Moody's Claim of Usurious Interest
The Court addressed Moody's assertion that Main Bank charged interest rates exceeding the statutory maximum for individuals. Moody argued that since the transactions did not specify an interest rate, the maximum rate of 6% should apply. The Court clarified that the maximum rates apply only when no specific interest rate is agreed upon, and evidence showed that there was an oral agreement for the loans to be at the Federal funds rate, which was acceptable and customary in banking. The Court ruled that since the evidence indicated an agreement on a specific rate, the applicable maximum rate was actually 10% per annum, thus allowing the transactions to fall within legal bounds. This determination reinforced the jury's findings that the banking practices in question did not constitute usury under Texas law.

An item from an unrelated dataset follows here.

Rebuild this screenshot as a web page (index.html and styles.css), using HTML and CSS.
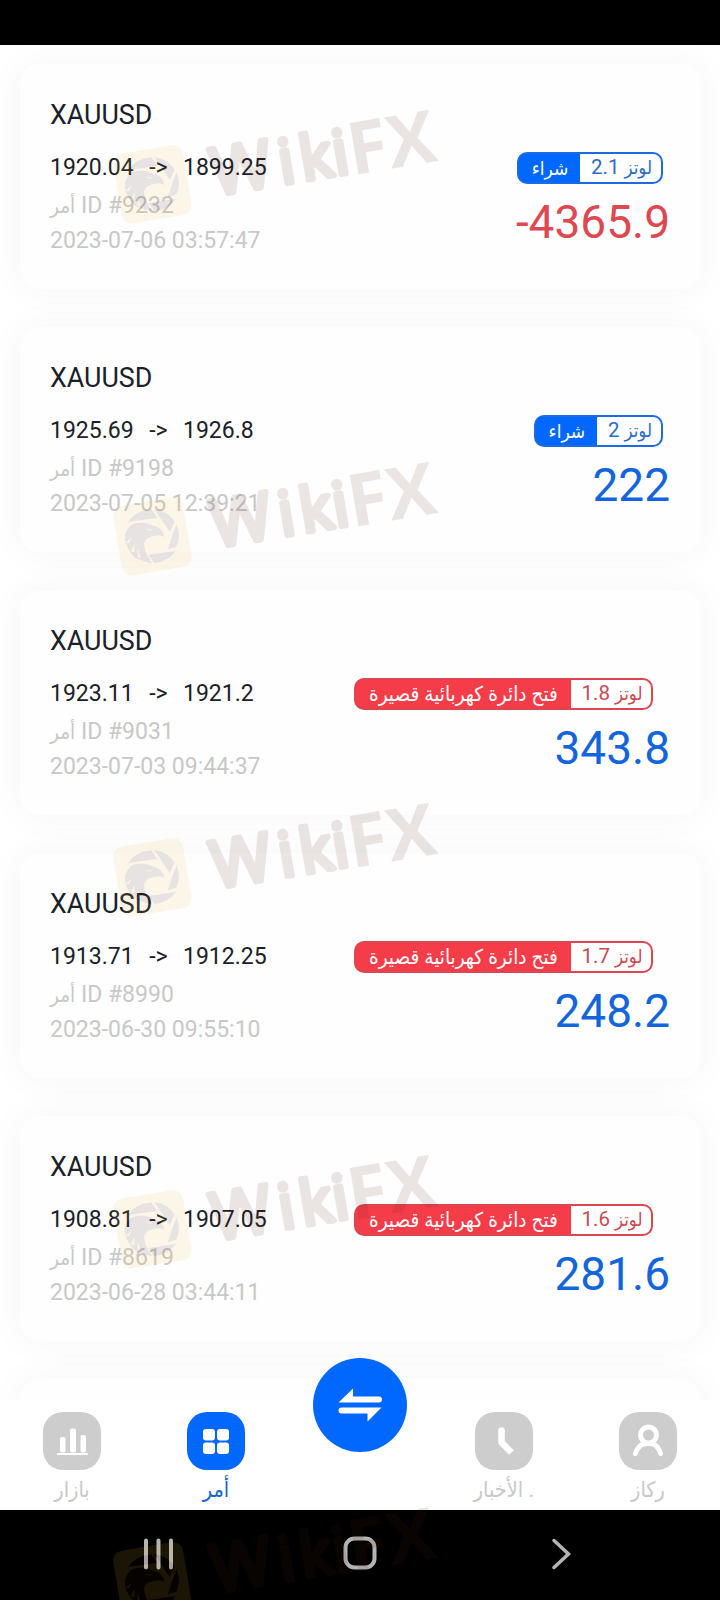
FILE: index.html
```
<!DOCTYPE html>
<html lang="ar">
<head>
    <meta charset="UTF-8">
    <meta name="viewport" content="width=device-width, initial-scale=1.0">
    <title>Orders</title>
    <link rel="stylesheet" href="styles.css">
</head>

<body>
    <svg class="defs">
        <symbol id="mark" viewBox="0 40 1080 400">
            <g opacity="0.11">
                <g transform="rotate(-9.5 157 290)">
                    <rect x="51" y="184" width="212" height="212" rx="30" fill="#f0be3c"/>
                </g>
                <g fill="#3c1418">
                    <path d="M84 247 Q106 213 154 209 L172 235 Z"/>
                    <path d="M163 208 Q203 213 224 246 L209 277 Z"/>
                    <path d="M229 253 Q245 290 229 321 L203 329 Z"/>
                    <path d="M146 346 L228 333 Q205 366 162 370 Z"/>
                    <path d="M75 286 Q82 253 112 250 Q134 245 155 256 Q188 262 193 292 Q180 283 163 289 Q134 294 132 312 Q133 340 156 370 Q134 369 118 358 Q108 362 90 336 Q72 312 75 286 Z"/>
                </g>
                <path d="M133 266 Q145 272 156 268 Q151 278 133 266 Z M77 309 L95 294 L86 311 Z M93 337 L103 311 L103 336 Z M113 356 L113 328 L122 352 Z" fill="#f0be3c"/>
                <g class="mark-text" transform="rotate(-9.5)">
                    <text class="round" y="376" font-size="196" x="287">W</text>
                    <text class="round" y="376" font-size="184" x="491">i</text>
                    <text class="round" y="376" font-size="184" x="555">k</text>
                    <text class="round" y="376" font-size="184" x="655">i</text>
                    <text class="heavy" y="384" font-size="218" x="702">F</text>
                    <text class="heavy" y="384" font-size="218" x="822">X</text>
                </g>
            </g>
        </symbol>
    </svg>

    <div class="phone">
        <div class="status-bar"></div>

        <div class="list">
            <div class="card">
                <div class="info">
                    <div class="symbol">XAUUSD</div>
                    <div class="prices"><span>1920.04</span><span>-&gt;</span><span>1899.25</span></div>
                    <div class="order"><span class="ar">أمر</span> ID #9232</div>
                    <div class="date">2023-07-06 03:57:47</div>
                </div>
                <div class="result">
                    <div class="badge buy">
                        <div class="side">شراء</div>
                        <div class="lots">2.1 <span class="ar">لوتز</span></div>
                    </div>
                    <div class="amount minus">-4365.9</div>
                </div>
            </div>

            <div class="card">
                <div class="info">
                    <div class="symbol">XAUUSD</div>
                    <div class="prices"><span>1925.69</span><span>-&gt;</span><span>1926.8</span></div>
                    <div class="order"><span class="ar">أمر</span> ID #9198</div>
                    <div class="date">2023-07-05 12:39:21</div>
                </div>
                <div class="result">
                    <div class="badge buy">
                        <div class="side">شراء</div>
                        <div class="lots">2 <span class="ar">لوتز</span></div>
                    </div>
                    <div class="amount">222</div>
                </div>
            </div>

            <div class="card">
                <div class="info">
                    <div class="symbol">XAUUSD</div>
                    <div class="prices"><span>1923.11</span><span>-&gt;</span><span>1921.2</span></div>
                    <div class="order"><span class="ar">أمر</span> ID #9031</div>
                    <div class="date">2023-07-03 09:44:37</div>
                </div>
                <div class="result">
                    <div class="badge sell">
                        <div class="side">فتح دائرة كهربائية قصيرة</div>
                        <div class="lots">1.8 <span class="ar">لوتز</span></div>
                    </div>
                    <div class="amount">343.8</div>
                </div>
            </div>

            <div class="card">
                <div class="info">
                    <div class="symbol">XAUUSD</div>
                    <div class="prices"><span>1913.71</span><span>-&gt;</span><span>1912.25</span></div>
                    <div class="order"><span class="ar">أمر</span> ID #8990</div>
                    <div class="date">2023-06-30 09:55:10</div>
                </div>
                <div class="result">
                    <div class="badge sell">
                        <div class="side">فتح دائرة كهربائية قصيرة</div>
                        <div class="lots">1.7 <span class="ar">لوتز</span></div>
                    </div>
                    <div class="amount">248.2</div>
                </div>
            </div>

            <div class="card">
                <div class="info">
                    <div class="symbol">XAUUSD</div>
                    <div class="prices"><span>1908.81</span><span>-&gt;</span><span>1907.05</span></div>
                    <div class="order"><span class="ar">أمر</span> ID #8619</div>
                    <div class="date">2023-06-28 03:44:11</div>
                </div>
                <div class="result">
                    <div class="badge sell">
                        <div class="side">فتح دائرة كهربائية قصيرة</div>
                        <div class="lots">1.6 <span class="ar">لوتز</span></div>
                    </div>
                    <div class="amount">281.6</div>
                </div>
            </div>

            <div class="card"></div>
        </div>

        <div class="nav">
            <div class="nav-item">
                <svg class="icon" viewBox="0 0 58 58" fill="#fff">
                    <rect x="17" y="25" width="5.5" height="15.5" rx="2"/>
                    <rect x="27" y="16.5" width="6" height="24" rx="2"/>
                    <rect x="37.5" y="23" width="5.5" height="17.5" rx="2"/>
                    <rect x="14" y="41" width="31" height="2" rx="1"/>
                </svg>
                <span>بازار</span>
            </div>
            <div class="nav-item active">
                <svg class="icon" viewBox="0 0 58 58" fill="#fff">
                    <rect x="16" y="17" width="12" height="11.5" rx="3"/>
                    <rect x="30" y="17" width="12" height="11.5" rx="3"/>
                    <rect x="16" y="30.5" width="12" height="11.5" rx="3"/>
                    <rect x="30" y="30.5" width="12" height="11.5" rx="3"/>
                </svg>
                <span>أمر</span>
            </div>
            <div class="nav-item">
                <svg class="fab" viewBox="0 0 94 94">
                    <circle cx="47" cy="47" r="47" fill="#0067ff"/>
                    <path d="M25.5 44.5 L40 30.5 V38.5 H66 Q69 38.5 69 41.5 Q69 44.5 66 44.5 Z M68.5 49.5 L54.5 63.5 V55.5 H28.5 Q25.5 55.5 25.5 52.5 Q25.5 49.5 28.5 49.5 Z" fill="#fff"/>
                </svg>
            </div>
            <div class="nav-item">
                <svg class="icon" viewBox="0 0 58 58" fill="none" stroke="#fff" stroke-width="6.5" stroke-linejoin="round">
                    <path d="M26.5 18 V30.5 L36.5 40.5"/>
                    <circle cx="26.5" cy="18.5" r="1.5" stroke-width="3.5"/>
                </svg>
                <span>الأخبار .</span>
            </div>
            <div class="nav-item">
                <svg class="icon" viewBox="0 0 58 58" fill="none" stroke="#fff" stroke-width="5" stroke-linecap="round">
                    <circle cx="29.5" cy="23" r="8"/>
                    <path d="M16.5 41.5 C20 32 25 31.5 29.5 31.5 C34 31.5 38 32 41.5 41.5"/>
                </svg>
                <span>ركاز</span>
            </div>
        </div>

        <div class="system-bar">
            <svg viewBox="0 0 36 36" width="36" height="36"><path d="M5 4.5 V31.5 M17.5 4.5 V31.5 M30 4.5 V31.5"/></svg>
            <svg viewBox="0 0 36 36" width="36" height="36"><rect x="2.5" y="2.5" width="29" height="29" rx="9"/></svg>
            <svg viewBox="0 0 36 36" width="36" height="36"><path d="M10 4.5 L24.5 18 L10 31.5" stroke-width="3.5"/></svg>
        </div>

        <div class="watermarks">
            <svg class="m1"><use href="#mark"/></svg>
            <svg class="m2"><use href="#mark"/></svg>
            <svg class="m3"><use href="#mark"/></svg>
            <svg class="m4"><use href="#mark"/></svg>
            <svg class="m5"><use href="#mark"/></svg>
        </div>
    </div>
</body>
</html>
```
FILE: styles.css
```
*{
    box-sizing: border-box;
}
body{
    margin: 0;
    background-color: #fff;
    font-family: Roboto, "DejaVu Sans Condensed", sans-serif;
}
.defs{
    display: none;
}
.phone{
    position: relative;
    display: flex;
    flex-direction: column;
    width: 720px;
    height: 1600px;
    overflow: hidden;
}
.status-bar{
    flex: none;
    height: 45px;
    background-color: #000;
}

/*orders list*/
.list{
    flex: 1;
    display: flex;
    flex-direction: column;
    gap: 38px;
    min-height: 0;
    padding: 19px 19px 0 20px;
    overflow: hidden;
}
.card{
    flex: none;
    display: flex;
    justify-content: space-between;
    height: 225px;
    padding: 31px 31px 0 30px;
    border-radius: 20px;
    background-color: #fefefe;
    box-shadow: 0 0 36px 4px rgba(0, 0, 0, 0.03);
}
.symbol{
    font-size: 26.8px;
    line-height: 40px;
    color: #1b2128;
}
.prices{
    display: flex;
    gap: 15.5px;
    margin-top: 12px;
    font-size: 23px;
    line-height: 42px;
    color: #1b2128;
}
.order, .date{
    height: 34px;
    font-size: 23px;
    line-height: 34px;
    color: #c8c8c8;
}
.date{
    line-height: 36px;
}
.ar{
    font-size: 20.5px;
    line-height: 1;
}
.result{
    display: flex;
    flex-direction: column;
    align-items: flex-end;
    padding-top: 57px;
}
.badge{
    display: flex;
    height: 32px;
    margin-right: 7.5px;
    border: 2px solid #1c6be0;
    border-radius: 10px;
    overflow: hidden;
}
.side{
    width: 61px;
    font-size: 19px;
    line-height: 29px;
    text-align: center;
    white-space: nowrap;
    color: #fff;
    background-color: #0067ff;
}
.lots{
    padding: 0 8.5px 0 10.5px;
    font-size: 20.5px;
    line-height: 26px;
    white-space: nowrap;
    color: #2a6cc8;
}
.lots .ar{
    font-size: 18.5px;
}
.buy{
    background: linear-gradient(to right, #0067ff 20px, #fff 20px);
}
.sell{
    margin-right: 17px;
    border-color: #dd4650;
    background: linear-gradient(to right, #f53d49 20px, #fff 20px);
}
.sell .side{
    width: 215px;
    font-size: 20.5px;
    background-color: #f53d49;
}
.sell .lots{
    color: #cc4a52;
}
.amount{
    margin-top: 11px;
    font-size: 46px;
    line-height: 54px;
    color: #1265dc;
}
.minus{
    color: #dd4851;
}

/*bottom navigation*/
.nav{
    flex: none;
    display: flex;
    height: 110px;
    background-color: #fff;
}
.nav-item{
    flex: 1;
    display: flex;
    flex-direction: column;
    align-items: center;
    padding-top: 12px;
    font-size: 21.5px;
    color: #c8c8c8;
}
.nav-item span{
    margin-top: 6px;
    line-height: 28px;
}
.icon{
    width: 58px;
    height: 58px;
    border-radius: 20px;
    background-color: #cdcdcd;
}
.active{
    color: #1766d0;
}
.active .icon{
    background-color: #0067ff;
}
.fab{
    flex: none;
    z-index: 1;
    width: 94px;
    height: 94px;
    margin-top: -54px;
}
.system-bar{
    flex: none;
    display: flex;
    justify-content: space-between;
    height: 90px;
    padding: 26px 140px 0 141px;
    background-color: #000;
}
.system-bar svg{
    fill: none;
    stroke: #b4b4b4;
    stroke-width: 4;
    stroke-linecap: round;
}

/*watermark over the whole screen*/
.watermarks svg{
    position: absolute;
    left: 100px;
    z-index: 2;
    width: 360px;
    height: 133.3px;
}
.m1{
    top: 101px;
}
.m2{
    top: 453.3px;
}
.m3{
    top: 794.3px;
}
.m4{
    top: 1146px;
}
.m5{
    top: 1498px;
}
.mark-text{
    fill: #501e0f;
    font-family: "Open Sans", sans-serif;
}
.round{
    stroke: #501e0f;
    stroke-width: 16;
    stroke-linejoin: round;
}
.heavy{
    font-weight: bold;
}
```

Jury Findings and Their Impact
The jury's findings played a critical role in the Court's decision, particularly regarding the presence of consideration and the nature of the guaranty. The jury determined that Moody's guaranty was not obtained under duress or undue influence, which supported the legitimacy of the agreement. Furthermore, the jury found that the guaranty was supported by valid consideration from Main Bank, which included the benefits of the ongoing clearinghouse relationship and the bank's commitment to future credit. The Court upheld the jury's conclusions, noting that they were consistent with the evidence presented at trial. This bolstered the Court's affirmation of the trial court's judgment, demonstrating that the jury's factual determinations were well-founded and aligned with the legal standards regarding usury and interest.